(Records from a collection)
::::::::::
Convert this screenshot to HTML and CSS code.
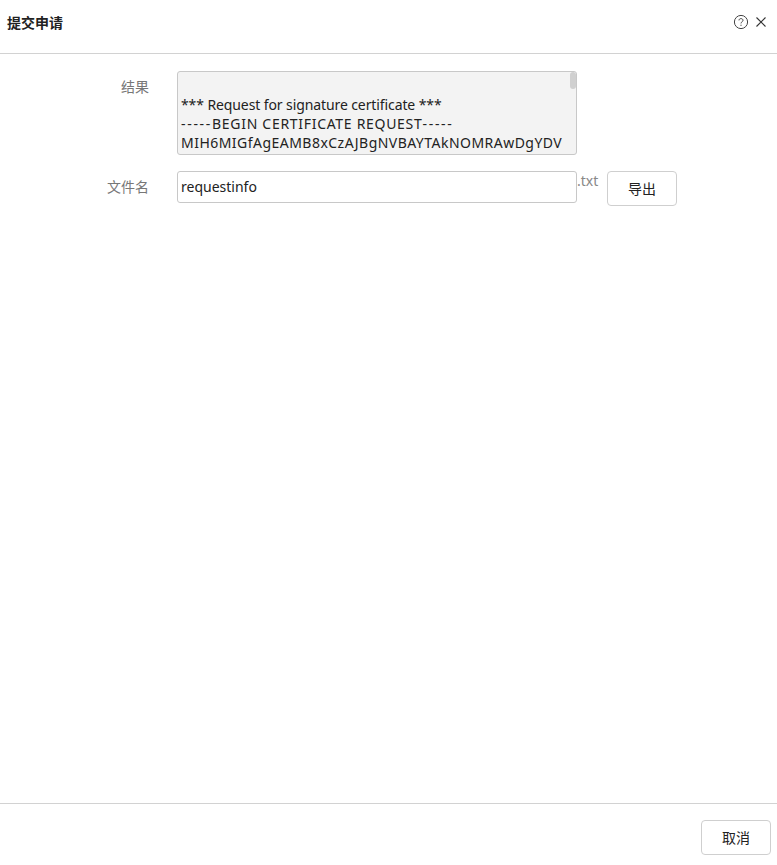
FILE: index.html
```html
<!DOCTYPE html>
<html lang="zh">
<head>
<meta charset="utf-8">
<title>提交申请</title>
<link rel="stylesheet" href="styles.css">
</head>
<body>
<div class="dialog">
  <header class="head">
    <h1 class="title">提交申请</h1>
    <div class="tools">
      <svg class="icon" width="16" height="16" viewBox="0 0 16 16" fill="none" stroke="#444" stroke-width="1"><circle cx="8" cy="8" r="6.6"/><path d="M6 6.4C6 5.2 6.9 4.6 8 4.6s2 .7 2 1.7c0 1.5-2 1.5-2 3.1"/><path d="M8 10.7v1.2"/></svg>
      <svg class="icon" width="12" height="12" viewBox="0 0 12 12" fill="none" stroke="#333" stroke-width="1.1"><path d="M1.5 1.5l9 9M10.5 1.5l-9 9"/></svg>
    </div>
  </header>
  <main class="body">
    <div class="row row-result">
      <label class="label label-result">结果</label>
      <div class="area">
        <div class="line">&nbsp;</div>
        <div class="line line-plain">*** Request for signature certificate ***</div>
        <div class="line line-head"><span class="dash">-----</span>BEGIN CERTIFICATE REQUEST<span class="dash">-----</span></div>
        <div class="line line-caps">MIH6MIGfAgEAMB8xCzAJBgNVBAYTAkNOMRAwDgYDV</div>
        <span class="thumb"></span>
      </div>
    </div>
    <div class="row row-file">
      <label class="label label-file">文件名</label>
      <input class="name" type="text" value="requestinfo">
      <span class="ext">.txt</span>
      <button class="btn btn-export" type="button">导出</button>
    </div>
  </main>
  <footer class="foot">
    <button class="btn" type="button">取消</button>
  </footer>
</div>
</body>
</html>
```
FILE: styles.css
```css
* { box-sizing: border-box; }
html, body { margin: 0; height: 100%; }
body {
  background: #fff;
  font-family: "Noto Sans", "Noto Sans CJK SC", sans-serif;
  font-size: 14px;
  color: #333;
}
.dialog {
  width: 777px;
  height: 865px;
  display: flex;
  flex-direction: column;
  overflow: hidden;
}
.head {
  height: 54px;
  flex: none;
  display: flex;
  align-items: flex-start;
  justify-content: space-between;
  padding: 14px 10px 0 7px;
  border-bottom: 1px solid #d2d2d2;
}
.title {
  margin: 0;
  font-size: 14px;
  line-height: 18px;
  font-weight: 700;
  color: #222;
}
.tools {
  display: flex;
  align-items: center;
  gap: 6px;
}
.icon { display: block; }
.body {
  flex: 1;
  padding-top: 17px;
}
.row { display: flex; align-items: flex-start; }
.row-result { height: 100px; }
.label {
  width: 149px;
  flex: none;
  margin-right: 28px;
  text-align: right;
  color: #777;
  line-height: 20px;
}
.label-result { padding-top: 6px; }
.label-file { padding-top: 6px; }
.area {
  position: relative;
  width: 400px;
  height: 84px;
  flex: none;
  padding: 4px 3px 0;
  border: 1px solid #c8c8c8;
  border-radius: 3px;
  background: #f3f3f3;
  line-height: 19px;
  color: #222;
  overflow: hidden;
}
.line { white-space: pre; }
.line-plain { letter-spacing: -0.1px; }
.line-caps { letter-spacing: 0.47px; }
.line-head { letter-spacing: 0.7px; }
.dash { letter-spacing: 1.7px; }
.thumb {
  position: absolute;
  top: 0;
  right: 0;
  width: 6px;
  height: 17px;
  border-radius: 3px;
  background: #d0d0d0;
}
.name {
  width: 400px;
  height: 32px;
  flex: none;
  margin: 0;
  padding: 0 3px 1px;
  border: 1px solid #c8c8c8;
  border-radius: 3px;
  background: #fff;
  font: inherit;
  color: #222;
  outline: none;
}
.ext {
  width: 30px;
  flex: none;
  color: #888;
  line-height: 20px;
}
.btn {
  width: 70px;
  height: 35px;
  margin: 0;
  padding: 0 0 1px;
  background: #fff;
  border: 1px solid #cfcfcf;
  border-radius: 4px;
  font: inherit;
  color: #222;
}
.foot {
  height: 62px;
  flex: none;
  display: flex;
  justify-content: flex-end;
  padding: 16px 6px 0 0;
  border-top: 1px solid #d2d2d2;
}
```
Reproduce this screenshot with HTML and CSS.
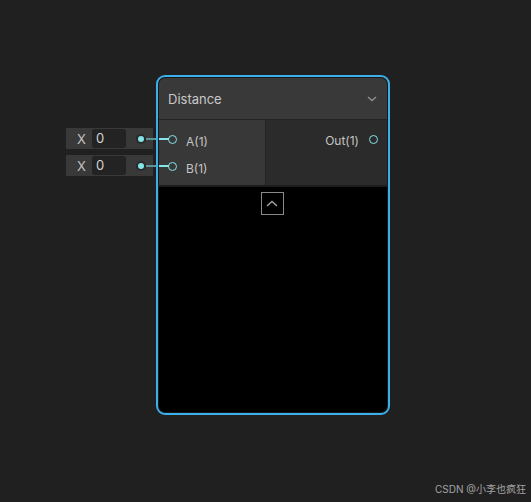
FILE: index.html
```html
<!DOCTYPE html>
<html>
  <head>
    <meta charset="utf-8">
    <title>Distance Node</title>
    <link rel="stylesheet" href="styles.css">
  </head>
  <body>
    <div id="graph">

      <!--inline input fields-->
      <div class="field field-a">
        <span class="fieldLabel">X</span>
        <span class="fieldBox">0</span>
        <span class="fieldDot"></span>
        <span class="fieldEdge"></span>
      </div>
      <div class="field field-b">
        <span class="fieldLabel">X</span>
        <span class="fieldBox">0</span>
        <span class="fieldDot"></span>
        <span class="fieldEdge"></span>
      </div>

      <!--node-->
      <div class="node">
        <div class="nodeInner">
          <div class="nodeHeader">
            <span class="nodeTitle">Distance</span>
            <svg class="chevron" width="10" height="6" viewBox="0 0 10 6">
              <path d="M1 1 L5 4.5 L9 1" fill="none" stroke="#8f8f8f" stroke-width="1.4"/>
            </svg>
          </div>
          <div class="nodePorts">
            <div class="inputs">
              <div class="portRow">
                <span class="port inPort"></span>
                <span class="portName">A(1)</span>
              </div>
              <div class="portRow">
                <span class="port inPort"></span>
                <span class="portName">B(1)</span>
              </div>
            </div>
            <div class="outputs">
              <div class="portRow outRow">
                <span class="portName">Out(1)</span>
                <span class="port"></span>
              </div>
            </div>
          </div>
          <div class="preview">
            <div class="collapseBtn">
              <svg width="12" height="7" viewBox="0 0 12 7">
                <path d="M1 6 L6 1.5 L11 6" fill="none" stroke="#a0a0a0" stroke-width="1.5"/>
              </svg>
            </div>
          </div>
        </div>
      </div>

      <div class="watermark">CSDN @小李也疯狂</div>
    </div>
  </body>
</html>
```

FILE: styles.css
```css
html,body{
  margin: 0px;
  padding: 0px;
  width: 100%;
  height: 100%;
  overflow: hidden;
  font-family: Inter, "Noto Sans", "Noto Sans CJK SC", sans-serif;
}

body{
  background-color: #202020;
}

#graph{
  position: relative;
  width: 531px;
  height: 502px;
}

/* inline fields left of node */
.field{
  position: absolute;
  left: 66px;
  width: 87px;
  height: 21px;
  box-sizing: border-box;
  background-color: #393939;
  display: flex;
  align-items: center;
  padding-left: 11px;
}
.field-a{ top: 128px; }
.field-b{ top: 155px; }

.fieldLabel{
  color: #c4c4c4;
  font-size: 13px;
  width: 15px;
}

.fieldBox{
  width: 34px;
  height: 19px;
  box-sizing: border-box;
  background-color: #232323;
  border-radius: 3px;
  color: #d4d4d4;
  font-size: 13px;
  line-height: 19px;
  padding-left: 4px;
}

.fieldDot{
  width: 6px;
  height: 6px;
  margin-left: 12px;
  border-radius: 50%;
  background-color: #84e4e7;
  box-shadow: 0 0 0 2px #2a2a2a;
}

.fieldEdge{
  position: absolute;
  left: 80px;
  top: 10px;
  width: 10px;
  height: 2px;
  background-color: #5a9498;
}

/* node */
.node{
  position: absolute;
  left: 156px;
  top: 75px;
  width: 234px;
  height: 340px;
  box-sizing: border-box;
  border: 2px solid #3caeea;
  border-radius: 9px;
  background-color: #191919;
  padding: 1px;
}

.nodeInner{
  height: 100%;
  border-radius: 6px;
  overflow: hidden;
  display: flex;
  flex-direction: column;
  background-color: #000;
}

.nodeHeader{
  height: 41px;
  flex: none;
  background-color: #393939;
  border-bottom: solid 1px #242424;
  display: flex;
  align-items: center;
  justify-content: space-between;
  padding: 0px 10px 0px 9px;
}

.nodeTitle{
  color: #c8c8c8;
  font-size: 13px;
  margin-top: 1px;
}

.nodePorts{
  height: 65px;
  flex: none;
  display: flex;
  border-bottom: solid 2px #1c1c1c;
}

.inputs{
  width: 106px;
  background-color: #383838;
  border-right: solid 1px #242424;
  padding-top: 6px;
}

.outputs{
  flex: 1;
  background-color: #2b2b2b;
  padding-top: 6px;
}

.portRow{
  height: 27px;
  display: flex;
  align-items: center;
  gap: 9px;
  padding-left: 9px;
}

.outRow{
  justify-content: flex-end;
  padding-left: 0px;
  padding-right: 9px;
  gap: 10px;
}

.portName{
  color: #c4c4c4;
  font-size: 12px;
  margin-top: 3px;
}

.outRow .portName{
  margin-top: 1px;
}

.port{
  position: relative;
  width: 9px;
  height: 9px;
  box-sizing: border-box;
  border: solid 1.7px #84e4e7;
  border-radius: 50%;
}

.inPort::before{
  content: "";
  position: absolute;
  right: 100%;
  top: 2px;
  width: 11px;
  height: 2px;
  background-color: #84e4e7;
}

.preview{
  flex: 1;
  display: flex;
  justify-content: center;
  padding-top: 5px;
}

.collapseBtn{
  width: 23px;
  height: 23px;
  box-sizing: border-box;
  border: solid 1px #8a8a8a;
  display: flex;
  align-items: center;
  justify-content: center;
  margin-right: 2px;
}

.watermark{
  position: absolute;
  right: 5px;
  bottom: 6px;
  color: #a4a4a4;
  font-size: 10px;
}
```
::::::::::
Task to complete ▸ Look through the material above and pick out each line holding the word "this".

Response to the exercise ▸
Convert this screenshot to HTML and CSS code.
Reproduce this screenshot with HTML and CSS.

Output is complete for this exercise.